At the zoo, just for you, I passed by the zebras twice! They were so precious. I tried not to cry, but some of my tears did mix in with all the sweat under my eyes. Damn, it was hot. Sorry. Language, I know. But you were right there with me the entire time. You felt it too, right?
The snakes were kind of gross. And just now I realized I didn’t do the main reptile area, just the Louisiana snakes. But I saw alligators and frogs, so that’s enough for me. You like that stuff about as little as I do, right? And of course there were the elephants and giraffes. But it was so hot out, I felt the pain of all those sad animals lazin’ around in the shade. Passed. Out. But it was worth it with you beside me every step of the way.

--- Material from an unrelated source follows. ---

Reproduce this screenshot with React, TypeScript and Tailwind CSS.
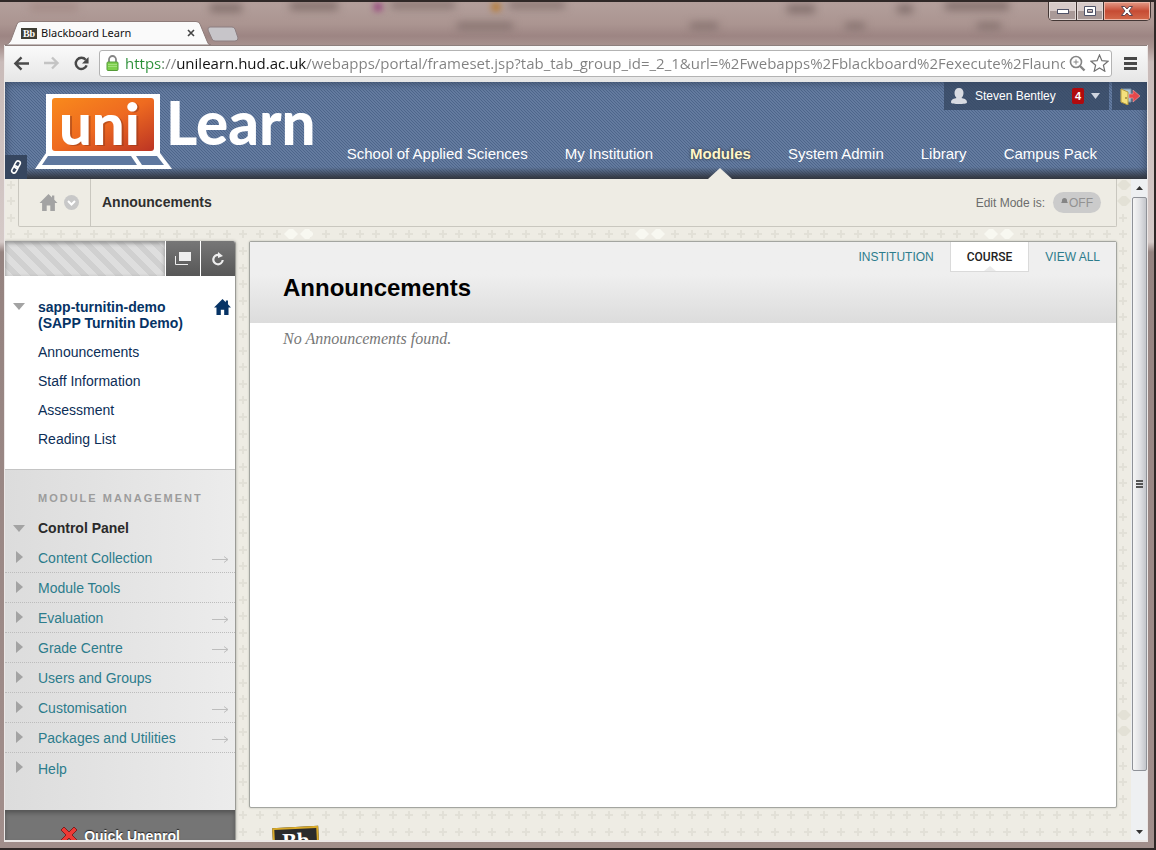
import React from "react";

const URL_TEXT =
  "https://unilearn.hud.ac.uk/webapps/portal/frameset.jsp?tab_tab_group_id=_2_1&url=%2Fwebapps%2Fblackboard%2Fexecute%2Flauncher%3Ftype%3DCourse";

const NAV = [
  "School of Applied Sciences",
  "My Institution",
  "Modules",
  "System Admin",
  "Library",
  "Campus Pack",
];

const MENU = ["Announcements", "Staff Information", "Assessment", "Reading List"];

const PANEL = [
  { label: "Content Collection", arrow: true },
  { label: "Module Tools", arrow: false },
  { label: "Evaluation", arrow: true },
  { label: "Grade Centre", arrow: true },
  { label: "Users and Groups", arrow: false },
  { label: "Customisation", arrow: true },
  { label: "Packages and Utilities", arrow: true },
  { label: "Help", arrow: false },
];

function HomeIcon({ className }: { className: string }) {
  return (
    <svg viewBox="0 0 18 17" className={className} fill="currentColor" aria-hidden="true">
      <path d="M9 0 12.500 3.400V1.500h2.300v4.200L18 9h-2.600v8H10.800v-5.500H7.200V17H2.600V9H0z" />
    </svg>
  );
}

function UniLogo() {
  return (
    <svg width="290" height="80" viewBox="0 0 290 80" role="img" aria-label="uniLearn">
      <defs>
        <linearGradient id="screen" x1="0" y1="0" x2="1" y2="1">
          <stop offset="0" stopColor="#f98a1c" />
          <stop offset="0.5" stopColor="#ee6a20" />
          <stop offset="1" stopColor="#bb3424" />
        </linearGradient>
      </defs>
      <rect x="11" y="2" width="114" height="61" fill="#fff" />
      <rect x="17" y="6" width="102" height="53" rx="3" fill="url(#screen)" />
      <path d="M11 61h114l12 16H0z" fill="#fff" />
      <path d="M13 64h83l6 9H7z" fill="#5f789f" />
      <path d="M101 64h21l7 9h-22z" fill="#5f789f" />
      <g fontFamily="Lato, 'Open Sans', sans-serif" fontWeight="900">
        <text x="26" y="54" fontSize="58" fill="#8f3a1a" opacity="0.5">uni</text>
        <text x="24" y="53" fontSize="58" fill="#fff">uni</text>
        <text x="131" y="53" fontSize="60" fill="#fff">Learn</text>
      </g>
    </svg>
  );
}

function Crosses() {
  const offsets = [6, 23, 39, 56, 72];
  const rows = [6, 22, 39, 55, 72];
  const bright = [[286, 55], [302, 55], [637, 55], [653, 55], [986, 55], [1002, 55], [1119, 6], [1119, 22], [1119, 536], [1119, 552]];
  return (
    <svg className="absolute inset-0 size-full" aria-hidden="true">
      <defs>
        <pattern id="crosses" width="83" height="83" patternUnits="userSpaceOnUse">
          {offsets.map((x) =>
            rows.map((y) => (
              <path key={`${x}-${y}`} d={`M${x - 4} ${y}h8M${x} ${y - 4}v8`} stroke="#e2e0d7" strokeWidth="2" />
            )),
          )}
        </pattern>
      </defs>
      <rect width="100%" height="100%" fill="url(#crosses)" />
      {bright.map(([x, y]) => (
        <path key={`${x}-${y}`} d={`M${x - 7} ${y}l5-5h4l5 5-5 5h-4z`} fill={x > 1100 ? "#e3e1d6" : "#f8f8f1"} />
      ))}
    </svg>
  );
}

function TitleBar() {
  return (
    <div className="relative flex h-[45px] items-end">
      <div className="absolute inset-0 overflow-hidden" aria-hidden="true">
        <div className="absolute top-[3px] left-[25px] h-2 w-12 bg-[#a38a86] blur-[4px]" />
        <div className="absolute top-[4px] left-[205px] h-2 w-8 bg-[#806d69] blur-[4px]" />
        <div className="absolute top-[2px] left-[285px] h-2 w-12 bg-[#806d69] blur-[4px]" />
        <div className="absolute top-[3px] left-[369px] size-2 bg-[#96437c] blur-[3px]" />
        <div className="absolute top-[2px] left-[386px] h-1.5 w-16 bg-[#7f6c69] blur-[4px]" />
        <div className="absolute top-[3px] left-[487px] size-2 bg-[#b8792c] blur-[3px]" />
        <div className="absolute top-[2px] left-[504px] h-1.5 w-14 bg-[#7f6c69] blur-[4px]" />
        <div className="absolute top-[23px] left-[452px] h-1.5 w-14 bg-[#7f6c69] blur-[4px]" />
        <div className="absolute top-[23px] left-[685px] h-1.5 w-7 bg-[#7f6c69] blur-[4px]" />
        <div className="absolute top-[5px] left-[782px] h-2 w-7 bg-[#7f6c69] blur-[4px]" />
        <div className="absolute top-[23px] left-[840px] h-1.5 w-5 bg-[#7f6c69] blur-[4px]" />
        <div className="absolute top-[5px] left-[892px] h-2 w-4 bg-[#7f6c69] blur-[4px]" />
        <div className="absolute top-[2px] left-[940px] h-2 w-16 bg-[#7f6c69] blur-[4px]" />
        <div className="absolute top-[23px] left-[972px] h-1.5 w-6 bg-[#7f6c69] blur-[4px]" />
      </div>
      <div className="relative flex h-6 w-[206px] items-center gap-1 pr-3 pl-4">
        <svg className="absolute inset-0 size-full" viewBox="0 0 206 24" preserveAspectRatio="none" aria-hidden="true">
          <path d="M0 24C4 23 5 21 6 19L12 3Q13 .5 16 .5H191Q194 .5 195 3L202 20Q203 24 206 24z" fill="#fafafa" stroke="#8d7b79" />
        </svg>
        <span className="relative flex h-[11px] w-4 items-center justify-center bg-[#3e3e35] font-['Liberation_Serif',serif] text-[10px] font-bold text-white">
          Bb
        </span>
        <span className="relative flex-1 font-['Noto_Sans','Open_Sans',sans-serif] text-[11px] text-[#111]">Blackboard Learn</span>
        <button aria-label="Close tab" className="relative p-1">
          <svg width="8" height="8" viewBox="0 0 8 8" stroke="#444" strokeWidth="1.600" aria-hidden="true">
            <path d="M1 1l6 6M7 1 1 7" />
          </svg>
        </button>
      </div>
      <button aria-label="New tab" className="relative -ml-1 self-end pb-[3px]">
        <svg width="32" height="16" viewBox="0 0 32 16" aria-hidden="true">
          <path d="M3 1h22q2 0 3 2l3 9q0 3-3 3H8q-2 0-3-2L1 4q-.5-3 2-3z" fill="#c7c5c9" stroke="#8d7f81" />
        </svg>
      </button>
      <div className="relative mt-[2px] mr-[3px] ml-auto flex h-[19px] self-start overflow-hidden rounded-b-[5px] border border-t-0 border-[#433735] text-white">
        <button aria-label="Minimise" className="flex w-7 items-center justify-center border-r border-[#433735] bg-linear-to-b from-[#d7cac8] from-50% to-[#a99997] to-50% shadow-[inset_0_0_0_1px_#e2d8d6]">
          <svg width="12" height="5" viewBox="0 0 12 5" aria-hidden="true">
            <rect x=".5" y=".5" width="11" height="4" fill="#fff" stroke="#505368" />
          </svg>
        </button>
        <button aria-label="Restore" className="flex w-[27px] items-center justify-center border-r border-[#433735] bg-linear-to-b from-[#d7cac8] from-50% to-[#a99997] to-50% shadow-[inset_0_0_0_1px_#e2d8d6]">
          <svg width="12" height="10" viewBox="0 0 12 10" aria-hidden="true">
            <path fillRule="evenodd" d="M.5.5h11v9H.5zM3.500 3.500v3h5v-3z" fill="#fff" stroke="#505368" />
          </svg>
        </button>
        <button aria-label="Close window" className="flex w-[46px] items-center justify-center bg-linear-to-b from-[#e39a88] from-0% via-[#c64b34] via-50% to-[#d3694b] shadow-[inset_0_0_0_1px_#eeb5a6]">
          <svg width="12" height="10" viewBox="0 0 12 10" aria-hidden="true">
            <path d="M.5.5h3.300L6 3 8.200.5h3.300L8 5l3.500 4.500H8.200L6 7 3.800 9.500H.5L4 5z" fill="#fff" stroke="#5d4450" />
          </svg>
        </button>
      </div>
    </div>
  );
}

function Toolbar() {
  return (
    <div className="flex h-[37px] shrink-0 items-center border-t border-[#8d7f7d] bg-linear-to-b from-[#fafafa] to-[#e6e6e6] pr-2.5 pb-0.5 pl-2">
      <button aria-label="Back" className="mr-3.5">
        <svg width="17" height="15" viewBox="0 0 18 16" fill="none" stroke="#4a4a4a" strokeWidth="2.600" aria-hidden="true">
          <path d="M17 8H3M9 1.500 2.500 8 9 14.500" />
        </svg>
      </button>
      <button aria-label="Forward" className="mr-3.5">
        <svg width="16" height="14" viewBox="0 0 16 14" fill="none" stroke="#c4c4c4" strokeWidth="2.400" aria-hidden="true">
          <path d="M0 7h13M8 1.500 13.500 7 8 12.500" />
        </svg>
      </button>
      <button aria-label="Reload" className="mr-2.5">
        <svg width="15" height="15" viewBox="0 0 16 16" aria-hidden="true">
          <path d="M12.500 4A6 6 0 1 0 13.500 10" fill="none" stroke="#484848" strokeWidth="2.600" />
          <path d="M15.500 1v7h-7z" fill="#484848" />
        </svg>
      </button>
      <div className="flex h-[27px] min-w-0 flex-1 items-center rounded-[3px] border border-[#b3b3b3] bg-white px-1.5 font-['Open_Sans','Noto_Sans',sans-serif] text-[15px]">
        <svg width="13" height="16" viewBox="0 0 13 16" className="mr-1.5 shrink-0" aria-hidden="true">
          <path d="M3 8V4.500a3.500 3.500 0 0 1 7 0V8" fill="none" stroke="#858585" strokeWidth="1.800" />
          <rect x="1" y="7" width="11" height="8.500" rx="1" fill="#7ed04c" stroke="#559b38" />
          <path d="M2 9.500h9M2 11.500h9" stroke="#a3e07c" />
        </svg>
        <input
          aria-label="Address"
          readOnly
          value={URL_TEXT}
          className="min-w-0 flex-1 bg-[linear-gradient(to_right,#2a8f38_0_38px,#808080_38px_51px,#111_51px_182px,#808080_182px)] bg-clip-text text-transparent outline-none"
        />
        <svg width="17" height="17" viewBox="0 0 17 17" fill="none" stroke="#858585" className="mr-1 ml-1 shrink-0" aria-hidden="true">
          <circle cx="7" cy="7" r="5.500" strokeWidth="1.600" />
          <path d="M4.500 7h5M7 4.500v5" />
          <path d="m11 11 4.500 4.500" strokeWidth="2.400" />
        </svg>
        <svg width="19" height="18" viewBox="0 0 19 18" fill="none" stroke="#707070" strokeWidth="1.200" className="-mr-1 shrink-0" aria-hidden="true">
          <path d="m9.500 1 2.400 5.700 6.100.5-4.600 4 1.400 6-5.300-3.300-5.300 3.300 1.400-6-4.600-4 6.100-.5z" />
        </svg>
      </div>
      <button aria-label="Menu" className="ml-3 flex w-[13px] flex-col gap-0.5">
        <span className="h-[3px] bg-[#484848]" />
        <span className="h-[3px] bg-[#484848]" />
        <span className="h-[3px] bg-[#484848]" />
      </button>
    </div>
  );
}

function Header() {
  return (
    <header className="relative flex h-[97px] shrink-0 items-stretch justify-between overflow-hidden bg-[linear-gradient(45deg,#647b9f_0_25%,#4d658a_25%_50%,#647b9f_50%_75%,#4d658a_75%)] bg-size-[3px_3px] shadow-[inset_0_0_9px_#34425a]">
      <div className="absolute inset-x-0 bottom-0 h-3 bg-linear-to-b from-transparent to-[#33373f]" />
      <a href="#home" className="relative ml-[30px] mt-2.5 block">
        <UniLogo />
      </a>
      <a href="#link" aria-label="Permanent link" className="absolute bottom-0 left-0 flex h-6 w-[22px] items-center justify-center bg-[#36465f]">
        <svg width="12" height="14" viewBox="0 0 12 14" fill="none" stroke="#fff" strokeWidth="1.600" aria-hidden="true">
          <rect x="5" y="0.800" width="4.600" height="7.400" rx="2.300" transform="rotate(30 7.300 4.500)" />
          <rect x="2.400" y="5.800" width="4.600" height="7.400" rx="2.300" transform="rotate(30 4.700 9.500)" />
        </svg>
      </a>
      <div className="relative flex flex-col items-end justify-between">
        <div className="flex h-7 text-[12px] text-white">
          <button className="flex w-[165px] items-center bg-[#34455f]/75 pr-[9px] pl-1.5">
            <svg width="18" height="17" viewBox="0 0 18 17" fill="#d8dbe2" aria-hidden="true">
              <path d="M9 0c3 0 4.500 2 4.500 5 0 2.300-1 4-2 5 2 .7 5.500.8 5.500 4.500 0 2-16 2-16 0C1 10.800 4.500 10.700 6.500 10c-1-1-2-2.700-2-5C4.500 2 6 0 9 0z" />
            </svg>
            <span className="ml-[7px]">Steven Bentley</span>
            <span className="ml-auto rounded-[2px] bg-[#b10a0d] px-[3px] text-[11px] leading-4 font-bold">4</span>
            <svg width="9" height="6" viewBox="0 0 9 6" fill="#cfd5df" className="ml-[7px]" aria-hidden="true">
              <path d="M0 0h9L4.500 6z" />
            </svg>
          </button>
          <button aria-label="Log out" className="ml-[3px] flex w-[35px] items-center justify-center bg-[#34455f]/75">
            <svg width="20" height="17" viewBox="0 0 20 17" aria-hidden="true">
              <path d="M1 1h10v13H1z" fill="#a9c6de" stroke="#7a90a5" />
              <path d="M1 1l7 3v13l-7-3z" fill="#f5e07c" stroke="#b59a3c" />
              <path d="M6 9v2" stroke="#745f1d" />
              <path d="M9 6h4V2l7 6-7 6v-4H9z" fill="#e5484c" stroke="#f3aaa8" strokeWidth=".6" />
            </svg>
          </button>
        </div>
        <nav className="flex gap-[37px] pr-[50px] text-[15px] leading-5 text-white">
          {NAV.map((n) =>
            n === "Modules" ? (
              <a key={n} href="#modules" className="relative pb-[15px] font-bold text-[#fff6c9] [text-shadow:0_0_3px_#2a2a2a]">
                {n}
                <svg width="24" height="11" viewBox="0 0 24 11" fill="#eeece4" className="absolute bottom-0 left-1/2 -ml-3" aria-hidden="true">
                  <path d="M0 11 12 0l12 11z" />
                </svg>
              </a>
            ) : (
              <a key={n} href="#nav" className="pb-[15px] whitespace-nowrap">
                {n}
              </a>
            ),
          )}
        </nav>
      </div>
    </header>
  );
}

function Sidebar() {
  return (
    <aside className="flex w-[231px] flex-col overflow-hidden rounded-tr-[3px] border-r border-[#9b9b96] bg-white text-[14px] shadow-[0_0_3px_#a5a59e]">
      <div className="flex h-[35px] shrink-0 bg-white">
        <div className="mr-px flex-1 bg-[repeating-linear-gradient(45deg,#dedede_0_6px,#d0d0d0_6px_12px)] shadow-[inset_0_2px_4px_#8c8c8c]" />
        <button aria-label="Display in new window" className="mr-px flex w-[34px] items-center justify-center bg-linear-to-b from-[#777] to-[#575757]">
          <svg width="16" height="13" viewBox="0 0 16 13" aria-hidden="true">
            <rect x="4" y="0" width="12" height="9" fill="#efefef" />
            <path d="M.5 4v8.500H13" fill="none" stroke="#efefef" />
          </svg>
        </button>
        <button aria-label="Refresh" className="flex w-[34px] items-center justify-center bg-linear-to-b from-[#777] to-[#575757]">
          <svg width="14" height="14" viewBox="0 0 14 14" aria-hidden="true">
            <path d="M8 3A4.700 4.700 0 1 0 11.700 8" fill="none" stroke="#eee" strokeWidth="2.200" />
            <path d="M7 0v6l5-2z" fill="#eee" />
          </svg>
        </button>
      </div>
      <div className="h-[194px] shrink-0 border-b border-[#c4c4c4] pt-[23px] text-[#0c2e57]">
        <div className="flex items-start pr-1">
          <button aria-label="Collapse course menu" className="mt-1 ml-2 w-[25px]">
            <svg width="12" height="7" viewBox="0 0 12 7" fill="#a3a3a3" aria-hidden="true">
              <path d="M0 0h12L6 7z" />
            </svg>
          </button>
          <h2 className="flex-1 leading-4 font-bold text-[#063365]">
            sapp-turnitin-demo
            <br />
            (SAPP Turnitin Demo)
          </h2>
          <HomeIcon className="h-4 w-[17px] text-[#063365]" />
        </div>
        <ul className="mt-[7px] ml-[33px]">
          {MENU.map((m) => (
            <li key={m} className="h-[29px] leading-7">
              <a href="#menu">{m}</a>
            </li>
          ))}
        </ul>
      </div>
      <div className="h-[340px] shrink-0 bg-linear-to-r from-[#dcdcdc] to-[#ececec] pt-5">
        <h3 className="ml-[33px] text-[11px] leading-4 font-bold tracking-[2px] whitespace-nowrap text-[#9c9c9c]">MODULE MANAGEMENT</h3>
        <div className="mt-[7px] flex h-[30px] items-center pl-2">
          <svg width="12" height="7" viewBox="0 0 12 7" fill="#a3a3a3" className="mr-[13px]" aria-hidden="true">
            <path d="M0 0h12L6 7z" />
          </svg>
          <span className="font-bold text-[#2a2a2a]">Control Panel</span>
        </div>
        <ul>
          {PANEL.map((p) => (
            <li key={p.label} className="flex h-[30px] items-center border-b border-dotted border-[#bcbcbc] pt-0.5 pr-1.5 pl-[11px] text-[#2c7c8c] last:border-0">
              <svg width="7" height="12" viewBox="0 0 7 12" fill="#a3a3a3" className="mr-[15px] mb-1" aria-hidden="true">
                <path d="M0 0v12l7-6z" />
              </svg>
              <a href="#panel" className="flex-1">
                {p.label}
              </a>
              {p.arrow && (
                <svg width="17" height="8" viewBox="0 0 17 8" fill="none" stroke="#bdbdbd" className="mt-px" aria-hidden="true">
                  <path d="M0 4.500h16M12 1.500l4 3-4 3" />
                </svg>
              )}
            </li>
          ))}
        </ul>
      </div>
      <div className="flex min-h-0 flex-1 items-start justify-center bg-[#757575] pt-4 shadow-[inset_0_3px_4px_#555]">
        <svg width="18" height="18" viewBox="0 0 18 18" className="mr-1.5" aria-hidden="true">
          <path d="M1 4 4 1l5 5 5-5 3 3-5 5 5 5-3 3-5-5-5 5-3-3 5-5z" fill="#ee3a35" stroke="#7c2020" />
        </svg>
        <a href="#unenrol" className="leading-5 font-bold text-white [text-shadow:0_-1px_1px_#222]">
          Quick Unenrol
        </a>
      </div>
    </aside>
  );
}

function Announcements() {
  return (
    <div className="flex min-w-0 flex-1 flex-col">
      <main className="flex-1 rounded-[2px] border border-[#a3a5a0] bg-white shadow-[0_0_2px_#b5b5aa]">
        <div className="h-[81px] bg-linear-to-b from-[#efefef] from-40% to-[#dcdcdc]">
          <div className="flex h-[30px] justify-end text-[12px] leading-[30px] text-[#2c7c8c]">
            <a href="#institution" className="px-4">INSTITUTION</a>
            <a href="#course" aria-current="page" className="relative border border-t-0 border-[#dadada] bg-white px-4 font-[Roboto,sans-serif] font-medium text-[#222]">
              COURSE
              <svg width="12" height="5" viewBox="0 0 12 5" fill="#ebebeb" className="absolute bottom-0 left-1/2 -ml-1.5" aria-hidden="true">
                <path d="M0 5 6 0l6 5z" />
              </svg>
            </a>
            <a href="#all" className="px-4">VIEW ALL</a>
          </div>
          <h1 className="pl-[33px] text-[24px] leading-8 font-bold text-black">Announcements</h1>
        </div>
        <p className="pt-1.5 pl-[33px] font-['Liberation_Serif',serif] text-[16px] leading-5 text-[#777] italic">No Announcements found.</p>
      </main>
      <footer className="flex h-8 shrink-0 items-start overflow-hidden pt-[19px] pl-6">
        <div className="h-8 w-[46px] -rotate-3 overflow-hidden border-2 border-[#d9aa2a] bg-[#2b2b2b] text-center font-['Liberation_Serif',serif] text-[22px] leading-6 font-bold text-white">
          Bb
        </div>
      </footer>
    </div>
  );
}

function Scrollbar() {
  return (
    <div className="flex w-4 flex-col items-center bg-[#eef0f2]" aria-hidden="true">
      <div className="flex h-[18px] items-center">
        <svg width="7" height="4" viewBox="0 0 7 4" fill="#333">
          <path d="M3.500 0 7 4H0z" />
        </svg>
      </div>
      <div className="flex w-[15px] flex-1 flex-col items-center justify-center gap-px rounded-[2px] border border-[#8f9298] bg-linear-to-r from-[#f6f6f6] via-[#e2e3e6] to-[#c3c5ca]">
        <div className="h-[2px] w-[7px] bg-[#555]" />
        <div className="h-[2px] w-[7px] bg-[#555]" />
        <div className="h-[2px] w-[7px] bg-[#555]" />
      </div>
      <div className="flex h-[69px] items-end pb-1.5">
        <svg width="7" height="4" viewBox="0 0 7 4" fill="#333">
          <path d="M0 0h7L3.500 4z" />
        </svg>
      </div>
    </div>
  );
}

export default function App() {
  return (
    <div className="flex h-screen flex-col overflow-hidden border-t-2 border-r-2 border-b-2 border-[#2f2827] bg-[linear-gradient(to_bottom,#b39f9b_0,#ab9591_22px,#9d8583_34px,#a89390_45px,#c9bbb9_60px,#d5cac8_240px,#958380_250px,#a18e8b_100%)] font-['Liberation_Sans',Arial,sans-serif]">
      <div className="-mt-[2px] pl-[5px]">
        <TitleBar />
      </div>
      <div className="mr-1.5 mb-1.5 ml-1 flex min-h-0 flex-1 flex-col border-r border-b-2 border-l border-[#ece8e7]">
        <Toolbar />
        <Header />
        <div className="flex min-h-0 flex-1">
          <div className="relative min-w-0 flex-1 overflow-hidden bg-[#eeece4]">
            <Crosses />
            <div className="relative flex h-full flex-col">
              <div className="mr-3.5 ml-[13px] flex h-12 shrink-0 items-stretch rounded-b-[2px] border border-t-0 border-[#c9c7bf] bg-[#eeece4]">
                <div className="flex w-[72px] items-center gap-1.5 border-r border-[#c9c7bf] pl-5">
                  <HomeIcon className="h-[17px] w-[19px] text-[#a3a3a3]" />
                  <button aria-label="More options">
                    <svg width="15" height="15" viewBox="0 0 15 15" aria-hidden="true">
                      <circle cx="7.500" cy="7.500" r="7.500" fill="#c8c8c8" />
                      <path d="m4 6 3.500 3.500L11 6" fill="none" stroke="#fff" strokeWidth="2" />
                    </svg>
                  </button>
                </div>
                <span className="self-center pl-[11px] text-[14px] font-bold text-[#2f2f2f]">Announcements</span>
                <div className="ml-auto flex items-center gap-2 pr-[15px] text-[12px] text-[#6c6c6c]">
                  <span id="edit-mode">Edit Mode is:</span>
                  <button aria-labelledby="edit-mode" className="flex h-[21px] w-12 items-center justify-center gap-px rounded-full bg-[#cbcbcb] text-[#929292]">
                    <svg width="7" height="6" viewBox="0 0 7 6" fill="#858585" className="mb-1" aria-hidden="true">
                      <path d="M0 5Q1 4 1 2.500a2.500 2.500 0 0 1 5 0Q6 4 7 5z" />
                    </svg>
                    OFF
                  </button>
                </div>
              </div>
              <div className="mt-3.5 mr-3.5 flex min-h-0 flex-1 items-stretch gap-[13px]">
                <Sidebar />
                <Announcements />
              </div>
            </div>
          </div>
          <Scrollbar />
        </div>
      </div>
    </div>
  );
}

The drive back toward the French Quarter was longer than I expected. No human being should be forced to sit in the car on such a hot day for so long. It was across town, and the traffic was pretty gnarly. I still don’t know my Uptown’s from my Downtown’s from my Mid-Cities. But in any case, at one point I realized all I’d had to eat and drink were the pastries and one-and-a-half cups of coffee. That latter half was from another coffee shop, but it was really gross so I only forced myself to drink half of it. Coffee is so expensive these days that you almost feel obligated to drink it, don’t you? But not this one. Yuck. I made it all the way to Saks, but they didn’t have the perfume I wanted to get for you. You would have loved it. I can still order it online, and I might, but I need to check my finances first. You always did have really good taste.
Parking was crazy, and my car registered 102º. Blech! But after Saks (and a pit-stop for me at Anthropologie), I found two-hour parking across from the French Market, which means close proximity to Central Grocery. And you better believe I had a muffuletta for you, alongside Zapp’s & a San Pellegrino, the blood orange one.
Since it was close to 2pm by that point, and I was only a couple of blocks from Molly’s, I popped in for a refreshing Moscow Mule and a gander at the Wales vs. Belgium match. I know you’re not that into soccer, but it’s the Euro Cup. And remember way back when Christian would make us watch it with him? I guess I eventually got into it. Plus, it’s just one more link to Europe, which we both know and love.
After putting more money in the meter, I hiked it up and over to the Bombay Club. I don’t know why, but I was really craving a martini. Plus, they had these scotch eggs made with boudin instead of regular sausage. They must have heard me and Guy talk about it before, how we were going to put that on our restaurant menu, or else they’re just really smart. They were good, and served with black-eyed peas. While I was there, I met a couple of Haitian guys partying it up during the Essence Festival. Again, you were there in spirit. You remember that one time we went to the music museum together in Paris? I know it was a rough day, but I’d like to look back and see that moment as beautiful. Because it was. Because we were together. And that’s all that mattered.
I ended the evening at another friend of a friend’s house. Just a simple, make-shift barbecue, a few grilled veggies and pork chops, some wine and cheese, some cucumber vodka, which was surprisingly not bad, sitting on the small stoop and plastic buckets, shooing the mosquitoes and flies, and jamming out to the neighbors’ Whitney Houston and Adele dance jams. Pretty sweet.
The next day was cool too, though I have to tell you that I didn’t make it to afternoon tea on Sunday like I’d wanted to, like I’d told everyone I would. I kind of went out, and then went out some more, and then a little more, until all of a sudden it was 10am Sunday morning, and we were swimming in some peoples’ gated pool, after we’d eaten oysters and French fries and a crab omelet and coffee and rosé at Lüke. You definitely would not have approved, nor would you have been proud of me. And what goes up must come down. At least it didn’t come up, well, at least not for me. One of my friends wasn’t so lucky. So much for feeling like an adult. I can’t even believe I made it back home that afternoon, and I’m not sure why I did drive back. I could have slept, I should have slept. But I drove instead. And then I slept, for about two days. And now it’s Tuesday evening, and I still don’t think I’ve fully recovered. I am not 21 years old anymore. And I feel that. And I can’t decide if it’s the hangover or the guilt that is the heaviest. But in any case, I’m sorry. Sorry for messing up your birthday weekend.
But I love you. And I wish you were here. And if you were, I probably would have made you a blueberry-strawberry cheesecake for your birthday. And I certainly wouldn’t have gone out and acted like a crazy person. But maybe because of all the nightmares I’ve been having, and the sadness I’ve been feeling that you’re no long around, and the daily reminders of that horrible day when you were taken from us, maybe, there was something inside of me screaming to get out. And so singing 80s songs at the top of my lungs, and drinking profusely, hopping from bar to bar, and swimming half-naked, and eating lots of mixed-up things, and making out with people, and riding erratically in an old Cadillac through the French Quarter, and not caring how obnoxious I was being, and … well, I’m still in the process of remembering the rest … is just something I had to do. Are you trying to tell me something? If so, what is it exactly? Maybe that I just need to chill out already? I’m working on that.
All in all, this city has always seemed a little dark and heavy for me. But I know you love it. That’s why I went. And I can really start to see why you were drawn to it. It’s a pretty special place. And I’m so happy I got to share it with you this weekend, despite my childish behavior. I love you. I miss you. Happy Birthday.